| AIM OF THE EXERCISE |
Leave the pictures out, and retype all of the material exactly as written.

-- start SUPPLIED DATA --

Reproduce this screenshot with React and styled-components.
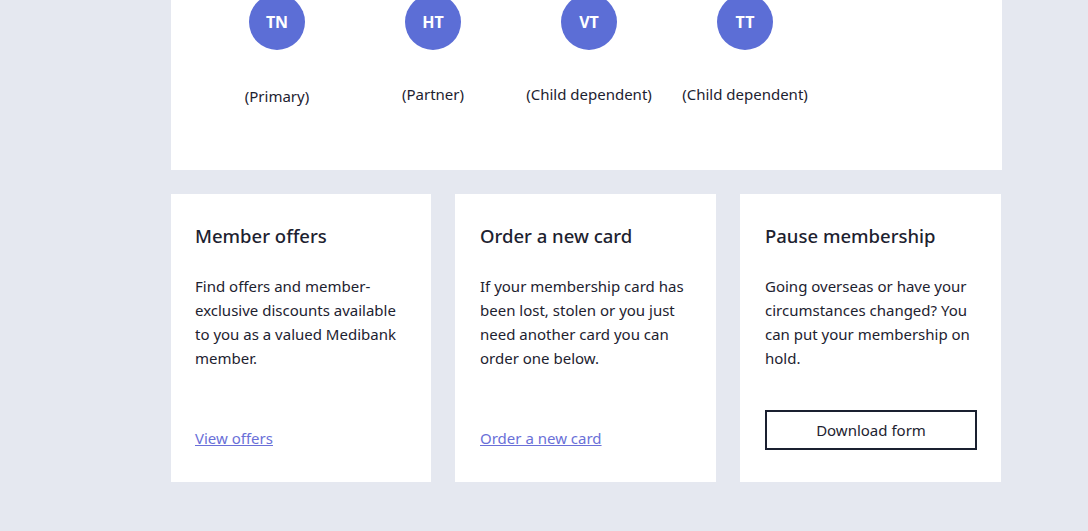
import React from 'react'
import styled, { createGlobalStyle } from 'styled-components'

const Global = createGlobalStyle`
  html, body {
    margin: 0;
    background: #e5e8f0;
    font-family: 'Noto Sans', 'Open Sans', sans-serif;
    color: #1d2230;
  }
`;

const members = [
  { initials: 'TN', role: '(Primary)', drop: 2 },
  { initials: 'HT', role: '(Partner)' },
  { initials: 'VT', role: '(Child dependent)' },
  { initials: 'TT', role: '(Child dependent)' },
];

export default function App() {
  return (
    <Page>
      <Global />
      <Main>
        <Family>
          {members.map((m, i) => (
            <Member key={i}>
              <Avatar>{m.initials}</Avatar>
              <Role $drop={m.drop}>{m.role}</Role>
            </Member>
          ))}
        </Family>
        <Cards>
          <Card>
            <Title>Member offers</Title>
            <Text>Find offers and member-exclusive discounts available to you as a valued Medibank member.</Text>
            <LinkAction href="#">View offers</LinkAction>
          </Card>
          <Card>
            <Title>Order a new card</Title>
            <Text>If your membership card has been lost, stolen or you just need another card you can order one below.</Text>
            <LinkAction href="#">Order a new card</LinkAction>
          </Card>
          <Card>
            <Title>Pause membership</Title>
            <Text>Going overseas or have your circumstances changed? You can put your membership on hold.</Text>
            <Button>Download form</Button>
          </Card>
        </Cards>
      </Main>
    </Page>
  )
}

const Page = styled.div`
  min-height: 531px;
  overflow: hidden;
`;

const Main = styled.div`
  width: 831px;
  margin-left: 171px;
  margin-top: -6px;
  display: flex;
  flex-direction: column;
  gap: 24px;
`;

const Family = styled.div`
  background: #fff;
  display: grid;
  grid-template-columns: repeat(4, 156px);
  padding: 0 0 62px 28px;
`;

const Member = styled.div`
  display: flex;
  flex-direction: column;
  align-items: center;
`;

const Avatar = styled.div`
  width: 56px;
  height: 56px;
  border-radius: 50%;
  background: #5c6ed6;
  color: #fff;
  font-weight: 700;
  font-size: 16px;
  display: flex;
  align-items: center;
  justify-content: center;
`;

const Role = styled.div`
  margin-top: ${p => 32 + (p.$drop || 0)}px;
  font-size: 15px;
  line-height: 24px;
  white-space: nowrap;
`;

const Cards = styled.div`
  display: grid;
  grid-template-columns: 260px 261px 261px;
  gap: 24px;
`;

const Card = styled.div`
  background: #fff;
  padding: 28px 24px 32px 25px;
  display: flex;
  flex-direction: column;
  height: 288px;
  box-sizing: border-box;

  &:first-child {
    padding-left: 24px;
  }
`;

const Title = styled.h3`
  margin: 0 0 24px;
  font-size: 18.5px;
  font-weight: 500;
  line-height: 28px;
`;

const Text = styled.p`
  margin: 0;
  flex: 1;
  font-size: 15px;
  line-height: 24px;
`;

const LinkAction = styled.a`
  font-size: 15px;
  line-height: 24px;
  color: #6a70d8;
  text-decoration: underline;
  align-self: flex-start;
`;

const Button = styled.button`
  height: 40px;
  width: 100%;
  background: #fff;
  border: 2px solid #1a2030;
  font-family: inherit;
  font-size: 15px;
  color: #1d2230;
  cursor: pointer;
`;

-- end SUPPLIED DATA --

| FINISHED ANSWER |
Reproduce this screenshot with React and styled-components.
import React from 'react'
import styled, { createGlobalStyle } from 'styled-components'

const Global = createGlobalStyle`
  html, body {
    margin: 0;
    background: #e5e8f0;
    font-family: 'Noto Sans', 'Open Sans', sans-serif;
    color: #1d2230;
  }
`;

const members = [
  { initials: 'TN', role: '(Primary)', drop: 2 },
  { initials: 'HT', role: '(Partner)' },
  { initials: 'VT', role: '(Child dependent)' },
  { initials: 'TT', role: '(Child dependent)' },
];

export default function App() {
  return (
    <Page>
      <Global />
      <Main>
        <Family>
          {members.map((m, i) => (
            <Member key={i}>
              <Avatar>{m.initials}</Avatar>
              <Role $drop={m.drop}>{m.role}</Role>
            </Member>
          ))}
        </Family>
        <Cards>
          <Card>
            <Title>Member offers</Title>
            <Text>Find offers and member-exclusive discounts available to you as a valued Medibank member.</Text>
            <LinkAction href="#">View offers</LinkAction>
          </Card>
          <Card>
            <Title>Order a new card</Title>
            <Text>If your membership card has been lost, stolen or you just need another card you can order one below.</Text>
            <LinkAction href="#">Order a new card</LinkAction>
          </Card>
          <Card>
            <Title>Pause membership</Title>
            <Text>Going overseas or have your circumstances changed? You can put your membership on hold.</Text>
            <Button>Download form</Button>
          </Card>
        </Cards>
      </Main>
    </Page>
  )
}

const Page = styled.div`
  min-height: 531px;
  overflow: hidden;
`;

const Main = styled.div`
  width: 831px;
  margin-left: 171px;
  margin-top: -6px;
  display: flex;
  flex-direction: column;
  gap: 24px;
`;

const Family = styled.div`
  background: #fff;
  display: grid;
  grid-template-columns: repeat(4, 156px);
  padding: 0 0 62px 28px;
`;

const Member = styled.div`
  display: flex;
  flex-direction: column;
  align-items: center;
`;

const Avatar = styled.div`
  width: 56px;
  height: 56px;
  border-radius: 50%;
  background: #5c6ed6;
  color: #fff;
  font-weight: 700;
  font-size: 16px;
  display: flex;
  align-items: center;
  justify-content: center;
`;

const Role = styled.div`
  margin-top: ${p => 32 + (p.$drop || 0)}px;
  font-size: 15px;
  line-height: 24px;
  white-space: nowrap;
`;

const Cards = styled.div`
  display: grid;
  grid-template-columns: 260px 261px 261px;
  gap: 24px;
`;

const Card = styled.div`
  background: #fff;
  padding: 28px 24px 32px 25px;
  display: flex;
  flex-direction: column;
  height: 288px;
  box-sizing: border-box;

  &:first-child {
    padding-left: 24px;
  }
`;

const Title = styled.h3`
  margin: 0 0 24px;
  font-size: 18.5px;
  font-weight: 500;
  line-height: 28px;
`;

const Text = styled.p`
  margin: 0;
  flex: 1;
  font-size: 15px;
  line-height: 24px;
`;

const LinkAction = styled.a`
  font-size: 15px;
  line-height: 24px;
  color: #6a70d8;
  text-decoration: underline;
  align-self: flex-start;
`;

const Button = styled.button`
  height: 40px;
  width: 100%;
  background: #fff;
  border: 2px solid #1a2030;
  font-family: inherit;
  font-size: 15px;
  color: #1d2230;
  cursor: pointer;
`;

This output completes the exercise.